### [CHALLENGE]
Using the listing below, copy every line that mentions "Tailwind".

*****

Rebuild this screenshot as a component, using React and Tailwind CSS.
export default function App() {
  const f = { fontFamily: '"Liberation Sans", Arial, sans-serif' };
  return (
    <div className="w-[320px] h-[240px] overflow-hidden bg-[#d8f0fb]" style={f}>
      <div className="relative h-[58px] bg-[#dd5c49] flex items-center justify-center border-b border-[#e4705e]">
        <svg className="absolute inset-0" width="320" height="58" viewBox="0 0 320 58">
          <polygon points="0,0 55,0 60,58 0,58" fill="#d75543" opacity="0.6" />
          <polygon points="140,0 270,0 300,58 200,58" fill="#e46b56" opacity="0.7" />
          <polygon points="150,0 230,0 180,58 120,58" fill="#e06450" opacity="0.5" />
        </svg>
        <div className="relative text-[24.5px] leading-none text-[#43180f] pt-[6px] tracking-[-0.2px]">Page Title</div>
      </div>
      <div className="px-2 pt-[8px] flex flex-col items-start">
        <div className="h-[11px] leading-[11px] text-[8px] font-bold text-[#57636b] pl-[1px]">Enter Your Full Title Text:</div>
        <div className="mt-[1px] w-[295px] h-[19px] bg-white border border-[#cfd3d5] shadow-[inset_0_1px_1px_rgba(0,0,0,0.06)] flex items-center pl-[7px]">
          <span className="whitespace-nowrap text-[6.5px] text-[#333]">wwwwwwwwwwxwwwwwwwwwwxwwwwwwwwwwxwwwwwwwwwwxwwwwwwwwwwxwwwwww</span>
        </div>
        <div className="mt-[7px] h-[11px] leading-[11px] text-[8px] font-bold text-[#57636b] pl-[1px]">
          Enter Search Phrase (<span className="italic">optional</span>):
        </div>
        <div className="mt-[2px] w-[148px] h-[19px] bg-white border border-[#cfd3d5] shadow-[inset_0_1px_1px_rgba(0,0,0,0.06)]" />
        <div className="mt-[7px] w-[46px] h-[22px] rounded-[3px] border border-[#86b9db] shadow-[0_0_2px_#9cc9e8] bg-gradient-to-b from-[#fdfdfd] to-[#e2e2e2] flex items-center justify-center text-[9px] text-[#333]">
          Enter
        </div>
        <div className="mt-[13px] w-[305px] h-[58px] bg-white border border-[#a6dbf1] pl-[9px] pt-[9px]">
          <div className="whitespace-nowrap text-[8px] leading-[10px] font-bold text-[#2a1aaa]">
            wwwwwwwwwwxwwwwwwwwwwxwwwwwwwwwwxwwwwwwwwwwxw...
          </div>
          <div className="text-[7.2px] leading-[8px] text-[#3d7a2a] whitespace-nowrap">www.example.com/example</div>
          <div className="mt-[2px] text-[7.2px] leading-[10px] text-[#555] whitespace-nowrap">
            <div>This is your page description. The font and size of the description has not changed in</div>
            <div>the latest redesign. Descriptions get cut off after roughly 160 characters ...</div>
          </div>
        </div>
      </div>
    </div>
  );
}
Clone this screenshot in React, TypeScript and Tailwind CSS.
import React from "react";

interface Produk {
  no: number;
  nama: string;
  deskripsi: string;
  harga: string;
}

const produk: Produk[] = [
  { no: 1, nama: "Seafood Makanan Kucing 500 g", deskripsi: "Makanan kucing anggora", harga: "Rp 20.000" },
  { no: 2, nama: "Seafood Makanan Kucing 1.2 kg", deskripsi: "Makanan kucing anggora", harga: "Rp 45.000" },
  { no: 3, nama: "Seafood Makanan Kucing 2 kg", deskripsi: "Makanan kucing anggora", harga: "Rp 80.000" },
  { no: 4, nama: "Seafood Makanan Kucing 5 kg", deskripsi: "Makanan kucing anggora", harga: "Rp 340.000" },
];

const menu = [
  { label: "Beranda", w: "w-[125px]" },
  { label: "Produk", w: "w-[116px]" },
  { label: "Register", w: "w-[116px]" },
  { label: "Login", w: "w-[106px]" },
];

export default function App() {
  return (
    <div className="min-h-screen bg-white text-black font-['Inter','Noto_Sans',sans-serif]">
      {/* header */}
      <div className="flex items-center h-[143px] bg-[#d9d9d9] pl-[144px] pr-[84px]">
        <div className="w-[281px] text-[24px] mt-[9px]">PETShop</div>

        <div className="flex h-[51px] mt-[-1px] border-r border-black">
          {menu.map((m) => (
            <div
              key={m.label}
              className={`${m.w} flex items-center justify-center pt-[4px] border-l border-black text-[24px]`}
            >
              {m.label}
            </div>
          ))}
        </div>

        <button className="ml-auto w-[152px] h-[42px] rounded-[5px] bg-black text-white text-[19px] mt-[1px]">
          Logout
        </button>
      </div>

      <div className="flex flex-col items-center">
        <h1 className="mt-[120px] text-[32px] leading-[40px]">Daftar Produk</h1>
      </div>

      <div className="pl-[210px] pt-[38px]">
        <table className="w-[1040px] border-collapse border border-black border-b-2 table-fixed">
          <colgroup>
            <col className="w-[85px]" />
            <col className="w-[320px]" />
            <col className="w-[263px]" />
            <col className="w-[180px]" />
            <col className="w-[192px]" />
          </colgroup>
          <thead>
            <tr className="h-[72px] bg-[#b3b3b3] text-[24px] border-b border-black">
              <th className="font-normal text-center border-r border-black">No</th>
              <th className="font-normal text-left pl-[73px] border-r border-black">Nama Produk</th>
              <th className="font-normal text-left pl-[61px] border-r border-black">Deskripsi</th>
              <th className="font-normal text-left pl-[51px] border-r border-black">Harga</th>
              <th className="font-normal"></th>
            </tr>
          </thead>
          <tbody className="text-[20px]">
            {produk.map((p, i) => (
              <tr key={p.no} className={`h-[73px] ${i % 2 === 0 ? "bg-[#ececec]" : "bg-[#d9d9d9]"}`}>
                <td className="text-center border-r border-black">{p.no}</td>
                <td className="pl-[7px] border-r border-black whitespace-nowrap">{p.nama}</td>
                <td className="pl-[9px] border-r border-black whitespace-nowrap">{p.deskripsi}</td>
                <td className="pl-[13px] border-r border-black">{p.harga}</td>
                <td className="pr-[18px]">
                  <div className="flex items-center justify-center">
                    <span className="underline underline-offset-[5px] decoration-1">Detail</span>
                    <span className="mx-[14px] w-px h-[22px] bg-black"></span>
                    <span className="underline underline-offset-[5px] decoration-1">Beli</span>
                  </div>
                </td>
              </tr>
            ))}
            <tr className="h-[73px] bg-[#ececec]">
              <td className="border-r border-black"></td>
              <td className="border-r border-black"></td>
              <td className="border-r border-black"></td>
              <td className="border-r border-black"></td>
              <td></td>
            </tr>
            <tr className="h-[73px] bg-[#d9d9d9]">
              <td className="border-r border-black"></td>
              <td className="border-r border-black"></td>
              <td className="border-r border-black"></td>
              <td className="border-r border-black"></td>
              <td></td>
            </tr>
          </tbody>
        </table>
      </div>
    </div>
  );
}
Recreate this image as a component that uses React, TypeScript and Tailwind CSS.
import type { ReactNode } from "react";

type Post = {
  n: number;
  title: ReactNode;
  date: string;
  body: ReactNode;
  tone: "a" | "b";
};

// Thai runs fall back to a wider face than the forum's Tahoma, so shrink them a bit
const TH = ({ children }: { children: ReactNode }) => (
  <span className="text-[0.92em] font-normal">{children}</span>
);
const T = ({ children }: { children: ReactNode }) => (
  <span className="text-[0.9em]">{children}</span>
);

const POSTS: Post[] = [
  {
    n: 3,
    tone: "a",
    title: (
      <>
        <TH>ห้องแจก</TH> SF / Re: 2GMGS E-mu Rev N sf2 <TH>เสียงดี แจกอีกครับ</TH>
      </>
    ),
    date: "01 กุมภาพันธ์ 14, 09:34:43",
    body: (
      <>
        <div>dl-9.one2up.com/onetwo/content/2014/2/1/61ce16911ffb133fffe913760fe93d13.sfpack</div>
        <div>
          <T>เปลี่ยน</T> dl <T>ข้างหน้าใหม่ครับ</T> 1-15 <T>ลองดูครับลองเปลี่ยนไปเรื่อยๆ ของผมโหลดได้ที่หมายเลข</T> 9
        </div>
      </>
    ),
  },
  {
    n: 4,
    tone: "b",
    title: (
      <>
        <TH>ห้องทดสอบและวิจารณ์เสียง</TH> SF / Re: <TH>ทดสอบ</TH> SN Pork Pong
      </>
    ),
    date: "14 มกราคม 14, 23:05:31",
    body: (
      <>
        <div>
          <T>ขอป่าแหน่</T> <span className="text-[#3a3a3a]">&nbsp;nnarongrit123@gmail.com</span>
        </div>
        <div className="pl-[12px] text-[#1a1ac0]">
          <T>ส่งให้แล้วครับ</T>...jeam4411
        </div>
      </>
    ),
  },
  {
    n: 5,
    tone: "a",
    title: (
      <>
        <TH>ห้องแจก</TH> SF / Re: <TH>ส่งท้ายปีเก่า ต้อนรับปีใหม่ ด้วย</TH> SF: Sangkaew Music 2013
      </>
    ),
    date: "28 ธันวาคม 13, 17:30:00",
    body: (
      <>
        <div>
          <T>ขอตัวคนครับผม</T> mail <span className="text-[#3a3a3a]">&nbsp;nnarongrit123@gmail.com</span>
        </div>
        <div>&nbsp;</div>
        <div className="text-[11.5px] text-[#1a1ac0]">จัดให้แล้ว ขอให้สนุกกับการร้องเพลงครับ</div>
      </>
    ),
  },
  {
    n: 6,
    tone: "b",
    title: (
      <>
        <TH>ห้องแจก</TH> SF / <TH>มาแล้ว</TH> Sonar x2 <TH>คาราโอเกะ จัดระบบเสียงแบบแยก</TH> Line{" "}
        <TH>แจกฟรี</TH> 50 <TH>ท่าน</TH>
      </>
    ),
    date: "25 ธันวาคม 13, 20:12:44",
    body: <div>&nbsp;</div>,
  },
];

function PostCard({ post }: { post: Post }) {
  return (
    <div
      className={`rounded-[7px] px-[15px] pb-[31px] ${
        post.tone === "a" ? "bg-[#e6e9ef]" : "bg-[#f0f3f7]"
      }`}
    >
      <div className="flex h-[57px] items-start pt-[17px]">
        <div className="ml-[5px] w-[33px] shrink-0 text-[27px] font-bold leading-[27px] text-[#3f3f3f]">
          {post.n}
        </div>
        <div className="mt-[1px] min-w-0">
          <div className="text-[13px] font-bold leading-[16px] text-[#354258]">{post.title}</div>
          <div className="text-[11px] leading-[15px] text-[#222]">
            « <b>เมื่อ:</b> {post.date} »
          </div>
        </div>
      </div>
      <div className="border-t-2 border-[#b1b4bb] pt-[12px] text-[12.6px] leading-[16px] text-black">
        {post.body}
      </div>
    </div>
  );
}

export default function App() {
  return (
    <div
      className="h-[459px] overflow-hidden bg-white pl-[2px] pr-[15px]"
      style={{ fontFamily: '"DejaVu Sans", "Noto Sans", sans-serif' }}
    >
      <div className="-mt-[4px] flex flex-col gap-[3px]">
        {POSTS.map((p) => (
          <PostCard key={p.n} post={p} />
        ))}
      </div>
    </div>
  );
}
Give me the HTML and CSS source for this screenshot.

*****

### [RESPONSE TO THIS EXERCISE]
Rebuild this screenshot as a component, using React and Tailwind CSS.
Clone this screenshot in React, TypeScript and Tailwind CSS.
Recreate this image as a component that uses React, TypeScript and Tailwind CSS.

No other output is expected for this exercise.